* START Supplied material *

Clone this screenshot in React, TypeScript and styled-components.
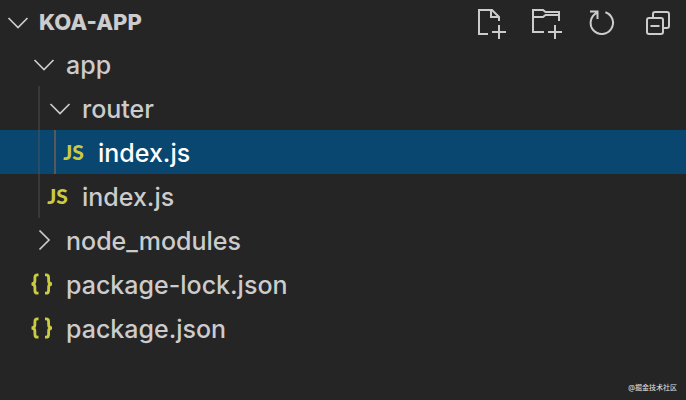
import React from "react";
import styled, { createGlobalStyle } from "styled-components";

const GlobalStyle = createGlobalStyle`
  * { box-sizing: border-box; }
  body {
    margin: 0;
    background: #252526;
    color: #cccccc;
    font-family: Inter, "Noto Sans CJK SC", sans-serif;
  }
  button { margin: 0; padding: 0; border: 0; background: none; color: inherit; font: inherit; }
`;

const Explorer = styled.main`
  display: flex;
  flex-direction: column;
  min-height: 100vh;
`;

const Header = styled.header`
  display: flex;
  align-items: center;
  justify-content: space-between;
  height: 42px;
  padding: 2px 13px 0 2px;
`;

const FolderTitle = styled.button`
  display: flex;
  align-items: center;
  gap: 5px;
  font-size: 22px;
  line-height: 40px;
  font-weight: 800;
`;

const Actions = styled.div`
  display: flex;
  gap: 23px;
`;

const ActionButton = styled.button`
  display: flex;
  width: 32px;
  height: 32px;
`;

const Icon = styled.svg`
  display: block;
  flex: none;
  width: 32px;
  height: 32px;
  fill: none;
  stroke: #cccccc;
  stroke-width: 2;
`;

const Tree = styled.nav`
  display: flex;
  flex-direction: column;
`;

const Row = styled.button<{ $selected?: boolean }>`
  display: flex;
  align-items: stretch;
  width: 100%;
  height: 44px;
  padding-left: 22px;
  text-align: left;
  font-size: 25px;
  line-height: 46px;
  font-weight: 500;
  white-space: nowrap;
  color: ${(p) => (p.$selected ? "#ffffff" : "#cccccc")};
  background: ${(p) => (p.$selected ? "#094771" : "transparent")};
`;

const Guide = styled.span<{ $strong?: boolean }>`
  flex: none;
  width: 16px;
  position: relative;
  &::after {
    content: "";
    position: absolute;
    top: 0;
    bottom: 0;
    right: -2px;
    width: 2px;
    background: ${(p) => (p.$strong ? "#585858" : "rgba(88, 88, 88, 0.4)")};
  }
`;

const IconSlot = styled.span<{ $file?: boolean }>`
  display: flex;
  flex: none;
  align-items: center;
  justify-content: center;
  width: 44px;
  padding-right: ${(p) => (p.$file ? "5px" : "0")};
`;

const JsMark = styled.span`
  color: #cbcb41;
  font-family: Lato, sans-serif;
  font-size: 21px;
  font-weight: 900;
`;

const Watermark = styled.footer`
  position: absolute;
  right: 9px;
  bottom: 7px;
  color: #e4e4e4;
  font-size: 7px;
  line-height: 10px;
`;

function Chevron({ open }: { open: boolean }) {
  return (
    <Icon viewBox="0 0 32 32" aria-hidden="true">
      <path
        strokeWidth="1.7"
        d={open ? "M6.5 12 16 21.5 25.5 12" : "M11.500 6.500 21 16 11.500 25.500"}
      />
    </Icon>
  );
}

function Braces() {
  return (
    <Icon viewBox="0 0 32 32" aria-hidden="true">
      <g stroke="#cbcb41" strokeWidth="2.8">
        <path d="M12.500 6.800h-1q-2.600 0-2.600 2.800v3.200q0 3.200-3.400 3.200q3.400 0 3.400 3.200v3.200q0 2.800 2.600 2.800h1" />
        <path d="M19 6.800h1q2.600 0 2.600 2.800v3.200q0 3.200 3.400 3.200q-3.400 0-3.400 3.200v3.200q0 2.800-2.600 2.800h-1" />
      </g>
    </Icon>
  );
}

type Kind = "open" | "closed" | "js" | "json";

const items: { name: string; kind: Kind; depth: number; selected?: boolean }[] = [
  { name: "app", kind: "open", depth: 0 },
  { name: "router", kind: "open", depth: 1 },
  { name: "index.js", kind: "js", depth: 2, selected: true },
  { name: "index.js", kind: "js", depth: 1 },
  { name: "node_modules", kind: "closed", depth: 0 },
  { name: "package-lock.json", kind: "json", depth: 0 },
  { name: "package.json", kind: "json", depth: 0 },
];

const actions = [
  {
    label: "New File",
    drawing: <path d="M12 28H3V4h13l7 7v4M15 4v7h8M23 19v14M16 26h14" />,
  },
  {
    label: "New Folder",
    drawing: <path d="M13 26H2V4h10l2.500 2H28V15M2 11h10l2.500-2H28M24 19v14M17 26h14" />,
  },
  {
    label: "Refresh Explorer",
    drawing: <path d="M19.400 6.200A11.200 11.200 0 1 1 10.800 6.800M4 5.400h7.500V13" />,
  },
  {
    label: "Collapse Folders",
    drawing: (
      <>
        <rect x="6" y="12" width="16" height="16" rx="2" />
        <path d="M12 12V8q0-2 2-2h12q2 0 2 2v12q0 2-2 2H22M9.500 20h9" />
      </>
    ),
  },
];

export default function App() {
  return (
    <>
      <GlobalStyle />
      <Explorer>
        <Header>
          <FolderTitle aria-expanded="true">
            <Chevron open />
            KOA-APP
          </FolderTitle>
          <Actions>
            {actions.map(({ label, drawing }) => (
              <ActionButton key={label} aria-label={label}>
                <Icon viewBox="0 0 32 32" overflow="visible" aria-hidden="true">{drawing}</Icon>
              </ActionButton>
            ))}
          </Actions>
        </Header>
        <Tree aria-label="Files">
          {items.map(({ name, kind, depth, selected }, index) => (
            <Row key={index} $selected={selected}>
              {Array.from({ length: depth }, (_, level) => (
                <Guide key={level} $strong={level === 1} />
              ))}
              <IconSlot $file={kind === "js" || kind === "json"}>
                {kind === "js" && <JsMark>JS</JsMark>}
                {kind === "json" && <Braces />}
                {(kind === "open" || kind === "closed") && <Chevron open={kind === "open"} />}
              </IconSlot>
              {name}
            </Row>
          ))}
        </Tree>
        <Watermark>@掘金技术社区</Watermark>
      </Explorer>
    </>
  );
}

* END Supplied material *
* START Supplied material *

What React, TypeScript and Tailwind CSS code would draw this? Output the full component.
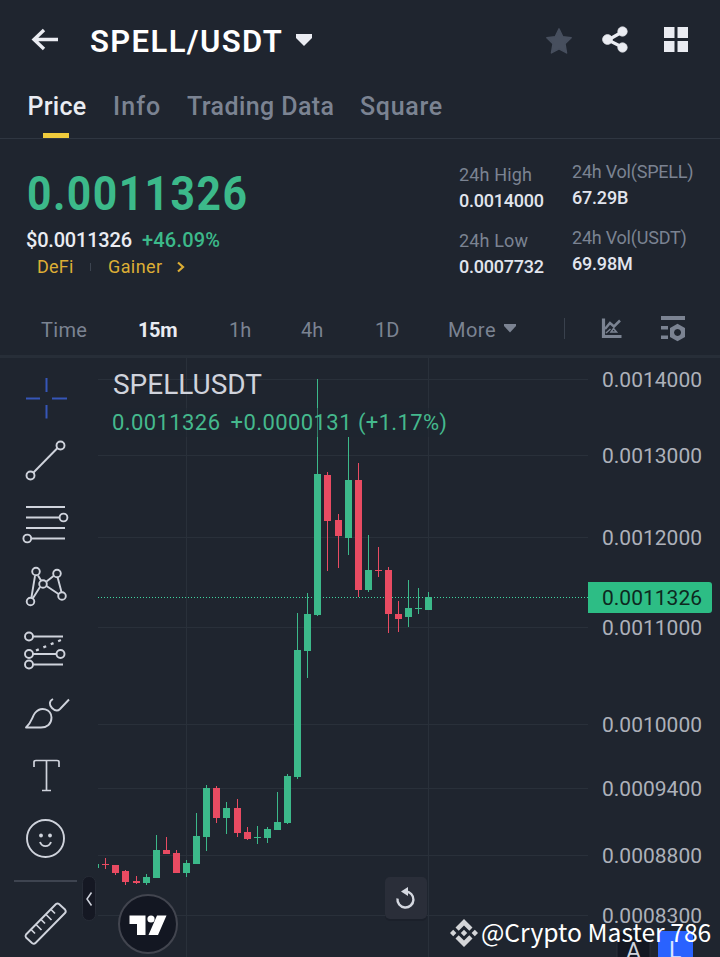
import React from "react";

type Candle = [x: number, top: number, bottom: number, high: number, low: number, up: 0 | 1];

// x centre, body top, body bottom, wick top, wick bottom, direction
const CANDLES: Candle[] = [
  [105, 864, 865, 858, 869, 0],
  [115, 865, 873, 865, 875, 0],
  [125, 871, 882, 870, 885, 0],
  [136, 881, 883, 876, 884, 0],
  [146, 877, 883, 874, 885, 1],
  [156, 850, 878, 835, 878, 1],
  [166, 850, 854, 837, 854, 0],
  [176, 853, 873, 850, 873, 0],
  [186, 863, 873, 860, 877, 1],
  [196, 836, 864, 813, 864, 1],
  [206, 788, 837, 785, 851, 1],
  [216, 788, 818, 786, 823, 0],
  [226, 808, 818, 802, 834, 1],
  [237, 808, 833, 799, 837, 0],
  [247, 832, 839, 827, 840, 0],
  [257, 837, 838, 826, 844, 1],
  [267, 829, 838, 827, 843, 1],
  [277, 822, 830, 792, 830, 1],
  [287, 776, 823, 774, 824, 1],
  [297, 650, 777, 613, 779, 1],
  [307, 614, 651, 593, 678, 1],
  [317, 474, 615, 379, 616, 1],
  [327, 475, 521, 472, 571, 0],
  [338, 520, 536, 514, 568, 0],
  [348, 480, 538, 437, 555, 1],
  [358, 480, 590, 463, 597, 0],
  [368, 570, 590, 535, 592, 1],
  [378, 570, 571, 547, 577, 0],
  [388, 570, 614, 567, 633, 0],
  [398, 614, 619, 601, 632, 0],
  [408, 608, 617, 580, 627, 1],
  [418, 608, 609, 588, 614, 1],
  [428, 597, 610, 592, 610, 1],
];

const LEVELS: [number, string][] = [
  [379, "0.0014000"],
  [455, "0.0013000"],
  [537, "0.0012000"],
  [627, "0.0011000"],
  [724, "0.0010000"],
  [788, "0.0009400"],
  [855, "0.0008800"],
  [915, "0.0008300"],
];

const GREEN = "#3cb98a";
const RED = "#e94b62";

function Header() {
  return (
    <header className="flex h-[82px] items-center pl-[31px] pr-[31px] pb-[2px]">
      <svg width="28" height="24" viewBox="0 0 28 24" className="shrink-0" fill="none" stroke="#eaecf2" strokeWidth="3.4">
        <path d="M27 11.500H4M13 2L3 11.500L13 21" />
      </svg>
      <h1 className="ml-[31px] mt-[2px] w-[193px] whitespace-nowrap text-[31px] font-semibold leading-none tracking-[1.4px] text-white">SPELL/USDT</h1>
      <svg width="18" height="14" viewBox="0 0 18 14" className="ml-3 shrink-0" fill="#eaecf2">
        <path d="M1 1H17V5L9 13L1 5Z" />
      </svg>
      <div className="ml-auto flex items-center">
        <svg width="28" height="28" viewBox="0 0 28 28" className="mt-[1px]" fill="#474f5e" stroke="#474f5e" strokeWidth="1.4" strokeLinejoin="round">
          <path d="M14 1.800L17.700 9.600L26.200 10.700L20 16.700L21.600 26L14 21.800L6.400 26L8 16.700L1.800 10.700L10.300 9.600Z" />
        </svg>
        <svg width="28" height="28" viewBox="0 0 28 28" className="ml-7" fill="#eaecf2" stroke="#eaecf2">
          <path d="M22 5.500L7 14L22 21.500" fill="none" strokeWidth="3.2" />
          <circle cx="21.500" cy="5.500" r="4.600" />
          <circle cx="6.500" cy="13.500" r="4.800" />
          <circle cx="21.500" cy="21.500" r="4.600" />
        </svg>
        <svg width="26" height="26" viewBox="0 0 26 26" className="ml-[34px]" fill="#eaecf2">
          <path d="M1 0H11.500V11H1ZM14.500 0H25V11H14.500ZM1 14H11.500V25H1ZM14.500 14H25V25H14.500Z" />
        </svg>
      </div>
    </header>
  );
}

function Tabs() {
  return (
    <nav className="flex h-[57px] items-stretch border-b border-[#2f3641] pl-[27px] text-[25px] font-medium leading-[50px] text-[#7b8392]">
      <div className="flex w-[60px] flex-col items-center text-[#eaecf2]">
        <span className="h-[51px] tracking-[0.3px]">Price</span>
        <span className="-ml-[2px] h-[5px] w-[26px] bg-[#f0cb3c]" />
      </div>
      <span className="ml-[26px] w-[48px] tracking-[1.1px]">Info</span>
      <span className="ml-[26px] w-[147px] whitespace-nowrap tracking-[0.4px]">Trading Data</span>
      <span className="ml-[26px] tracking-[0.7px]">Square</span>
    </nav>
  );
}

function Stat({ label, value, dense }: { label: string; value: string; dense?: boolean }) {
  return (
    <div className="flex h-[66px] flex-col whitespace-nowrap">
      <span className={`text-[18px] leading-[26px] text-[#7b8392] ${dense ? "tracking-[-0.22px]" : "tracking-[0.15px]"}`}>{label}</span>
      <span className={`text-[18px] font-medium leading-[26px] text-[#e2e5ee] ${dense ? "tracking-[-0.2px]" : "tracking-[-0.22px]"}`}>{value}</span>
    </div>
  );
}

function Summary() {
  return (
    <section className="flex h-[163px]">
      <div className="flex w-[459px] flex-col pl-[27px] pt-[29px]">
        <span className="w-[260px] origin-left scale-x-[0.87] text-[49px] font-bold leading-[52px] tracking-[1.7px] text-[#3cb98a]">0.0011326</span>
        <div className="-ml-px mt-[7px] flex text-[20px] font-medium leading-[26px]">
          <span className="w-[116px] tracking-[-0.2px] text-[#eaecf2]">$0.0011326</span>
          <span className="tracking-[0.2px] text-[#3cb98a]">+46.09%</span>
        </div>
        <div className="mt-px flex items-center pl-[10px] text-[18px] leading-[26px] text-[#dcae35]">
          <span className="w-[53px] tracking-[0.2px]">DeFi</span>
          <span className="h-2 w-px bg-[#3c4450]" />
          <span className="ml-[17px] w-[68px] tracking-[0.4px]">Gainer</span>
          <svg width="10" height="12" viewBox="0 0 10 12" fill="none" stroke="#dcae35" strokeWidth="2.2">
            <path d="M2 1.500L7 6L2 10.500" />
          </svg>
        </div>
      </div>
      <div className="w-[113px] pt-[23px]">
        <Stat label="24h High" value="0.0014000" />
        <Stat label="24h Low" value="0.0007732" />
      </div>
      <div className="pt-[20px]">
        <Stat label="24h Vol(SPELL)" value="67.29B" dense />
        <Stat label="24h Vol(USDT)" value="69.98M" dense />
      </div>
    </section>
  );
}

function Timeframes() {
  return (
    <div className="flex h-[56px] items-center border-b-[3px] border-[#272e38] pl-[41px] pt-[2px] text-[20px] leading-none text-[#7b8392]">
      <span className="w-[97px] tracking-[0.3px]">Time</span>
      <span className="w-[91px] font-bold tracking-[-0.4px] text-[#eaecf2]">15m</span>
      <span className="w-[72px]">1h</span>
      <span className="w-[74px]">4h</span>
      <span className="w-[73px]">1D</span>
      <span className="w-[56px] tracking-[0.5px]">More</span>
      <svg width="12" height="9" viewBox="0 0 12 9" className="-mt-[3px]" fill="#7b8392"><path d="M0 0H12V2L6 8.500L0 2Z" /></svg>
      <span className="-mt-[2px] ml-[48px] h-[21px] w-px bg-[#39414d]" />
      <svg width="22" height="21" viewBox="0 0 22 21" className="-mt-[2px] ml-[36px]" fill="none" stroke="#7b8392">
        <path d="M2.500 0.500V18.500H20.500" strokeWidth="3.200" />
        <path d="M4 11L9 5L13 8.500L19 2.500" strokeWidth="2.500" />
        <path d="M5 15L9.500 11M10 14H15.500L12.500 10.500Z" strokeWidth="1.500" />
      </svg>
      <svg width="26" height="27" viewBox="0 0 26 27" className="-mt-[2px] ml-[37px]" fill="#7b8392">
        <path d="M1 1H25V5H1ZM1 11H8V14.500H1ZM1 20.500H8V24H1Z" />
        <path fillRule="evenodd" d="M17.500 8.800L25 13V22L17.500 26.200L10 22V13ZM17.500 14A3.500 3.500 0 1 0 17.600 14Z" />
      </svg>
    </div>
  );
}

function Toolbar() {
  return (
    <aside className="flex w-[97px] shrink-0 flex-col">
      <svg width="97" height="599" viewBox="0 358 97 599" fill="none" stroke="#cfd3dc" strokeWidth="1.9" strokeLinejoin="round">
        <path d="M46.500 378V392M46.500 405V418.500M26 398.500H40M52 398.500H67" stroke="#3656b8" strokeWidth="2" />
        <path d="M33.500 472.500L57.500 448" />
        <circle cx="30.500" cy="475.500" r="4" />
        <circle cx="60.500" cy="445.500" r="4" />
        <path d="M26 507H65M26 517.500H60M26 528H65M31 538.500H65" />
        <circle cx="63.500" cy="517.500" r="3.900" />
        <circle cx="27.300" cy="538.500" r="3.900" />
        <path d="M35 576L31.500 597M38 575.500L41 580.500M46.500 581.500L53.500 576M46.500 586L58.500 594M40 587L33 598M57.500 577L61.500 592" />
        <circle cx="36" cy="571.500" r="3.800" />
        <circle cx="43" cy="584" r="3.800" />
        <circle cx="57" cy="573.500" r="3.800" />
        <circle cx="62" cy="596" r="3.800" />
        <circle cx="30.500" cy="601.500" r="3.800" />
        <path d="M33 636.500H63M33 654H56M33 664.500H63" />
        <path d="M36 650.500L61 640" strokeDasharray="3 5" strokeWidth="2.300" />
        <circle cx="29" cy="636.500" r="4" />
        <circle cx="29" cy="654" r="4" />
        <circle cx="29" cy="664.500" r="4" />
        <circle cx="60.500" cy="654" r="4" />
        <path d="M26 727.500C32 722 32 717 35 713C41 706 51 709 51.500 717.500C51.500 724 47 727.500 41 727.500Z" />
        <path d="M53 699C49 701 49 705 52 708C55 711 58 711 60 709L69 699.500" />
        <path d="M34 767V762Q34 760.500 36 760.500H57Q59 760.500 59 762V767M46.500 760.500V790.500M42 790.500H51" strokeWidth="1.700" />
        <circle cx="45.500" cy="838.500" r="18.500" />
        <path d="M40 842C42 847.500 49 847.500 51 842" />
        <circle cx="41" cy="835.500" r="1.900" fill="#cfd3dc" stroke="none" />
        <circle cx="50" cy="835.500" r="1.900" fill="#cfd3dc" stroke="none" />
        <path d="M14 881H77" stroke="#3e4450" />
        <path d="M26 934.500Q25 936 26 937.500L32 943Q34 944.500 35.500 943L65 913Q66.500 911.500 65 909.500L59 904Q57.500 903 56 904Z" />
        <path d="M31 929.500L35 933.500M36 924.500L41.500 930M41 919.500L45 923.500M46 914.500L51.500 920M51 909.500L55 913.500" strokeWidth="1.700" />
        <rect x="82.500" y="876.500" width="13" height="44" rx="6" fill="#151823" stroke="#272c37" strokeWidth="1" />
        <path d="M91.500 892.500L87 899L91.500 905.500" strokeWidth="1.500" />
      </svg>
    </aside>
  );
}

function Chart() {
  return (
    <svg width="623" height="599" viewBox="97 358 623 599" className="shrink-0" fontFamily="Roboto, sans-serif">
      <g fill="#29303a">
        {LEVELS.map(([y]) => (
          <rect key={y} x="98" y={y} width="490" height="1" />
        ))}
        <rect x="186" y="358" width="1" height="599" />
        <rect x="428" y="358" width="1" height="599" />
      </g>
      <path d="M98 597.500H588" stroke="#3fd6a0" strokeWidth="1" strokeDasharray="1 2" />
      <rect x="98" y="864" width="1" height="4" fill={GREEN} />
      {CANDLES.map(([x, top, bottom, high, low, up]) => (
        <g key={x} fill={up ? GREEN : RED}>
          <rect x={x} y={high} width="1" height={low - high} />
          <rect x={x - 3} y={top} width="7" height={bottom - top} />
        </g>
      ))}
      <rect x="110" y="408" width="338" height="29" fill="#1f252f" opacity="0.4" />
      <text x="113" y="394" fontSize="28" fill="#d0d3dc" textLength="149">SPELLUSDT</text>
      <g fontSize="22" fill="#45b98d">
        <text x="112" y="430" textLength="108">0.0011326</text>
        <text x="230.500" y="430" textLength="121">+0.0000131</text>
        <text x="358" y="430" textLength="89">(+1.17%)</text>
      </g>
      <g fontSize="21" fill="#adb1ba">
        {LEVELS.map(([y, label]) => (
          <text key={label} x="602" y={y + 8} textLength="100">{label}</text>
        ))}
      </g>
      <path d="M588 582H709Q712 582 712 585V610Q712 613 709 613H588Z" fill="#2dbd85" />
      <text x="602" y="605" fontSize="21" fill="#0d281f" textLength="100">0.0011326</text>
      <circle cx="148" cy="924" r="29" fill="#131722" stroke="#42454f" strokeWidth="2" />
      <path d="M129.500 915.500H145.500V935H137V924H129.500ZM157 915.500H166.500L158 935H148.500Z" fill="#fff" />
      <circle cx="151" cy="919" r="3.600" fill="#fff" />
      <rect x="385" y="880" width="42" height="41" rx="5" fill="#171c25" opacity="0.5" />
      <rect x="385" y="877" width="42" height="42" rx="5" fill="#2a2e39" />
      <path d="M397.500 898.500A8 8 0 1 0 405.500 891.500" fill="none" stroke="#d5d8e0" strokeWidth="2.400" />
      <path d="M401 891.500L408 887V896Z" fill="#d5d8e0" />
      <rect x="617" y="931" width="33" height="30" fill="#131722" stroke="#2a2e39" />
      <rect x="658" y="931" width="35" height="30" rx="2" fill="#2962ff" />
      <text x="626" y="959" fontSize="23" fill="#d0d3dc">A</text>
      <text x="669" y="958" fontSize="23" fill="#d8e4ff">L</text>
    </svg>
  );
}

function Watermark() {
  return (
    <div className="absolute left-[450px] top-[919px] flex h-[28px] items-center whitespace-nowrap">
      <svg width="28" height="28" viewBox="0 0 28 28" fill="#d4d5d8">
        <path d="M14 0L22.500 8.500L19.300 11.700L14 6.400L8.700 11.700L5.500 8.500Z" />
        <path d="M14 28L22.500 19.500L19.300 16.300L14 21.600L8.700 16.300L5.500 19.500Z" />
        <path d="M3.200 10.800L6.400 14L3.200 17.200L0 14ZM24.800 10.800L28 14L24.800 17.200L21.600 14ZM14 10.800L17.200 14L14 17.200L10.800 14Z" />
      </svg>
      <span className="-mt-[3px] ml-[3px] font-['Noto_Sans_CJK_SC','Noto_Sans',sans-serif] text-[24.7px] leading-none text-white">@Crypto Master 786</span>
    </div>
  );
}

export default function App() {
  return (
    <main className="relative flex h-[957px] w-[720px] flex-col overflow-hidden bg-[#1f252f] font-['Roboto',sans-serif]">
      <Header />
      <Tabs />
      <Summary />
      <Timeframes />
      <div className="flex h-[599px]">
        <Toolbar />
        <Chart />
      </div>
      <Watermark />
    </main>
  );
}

* END Supplied material *

The copy should hold exactly the lines from the line with "What React, TypeScript" to the line with "number, up: 0 | 1];", both ends in, set down without any pictures and with nothing added.

What React, TypeScript and Tailwind CSS code would draw this? Output the full component.
import React from "react";

type Candle = [x: number, top: number, bottom: number, high: number, low: number, up: 0 | 1];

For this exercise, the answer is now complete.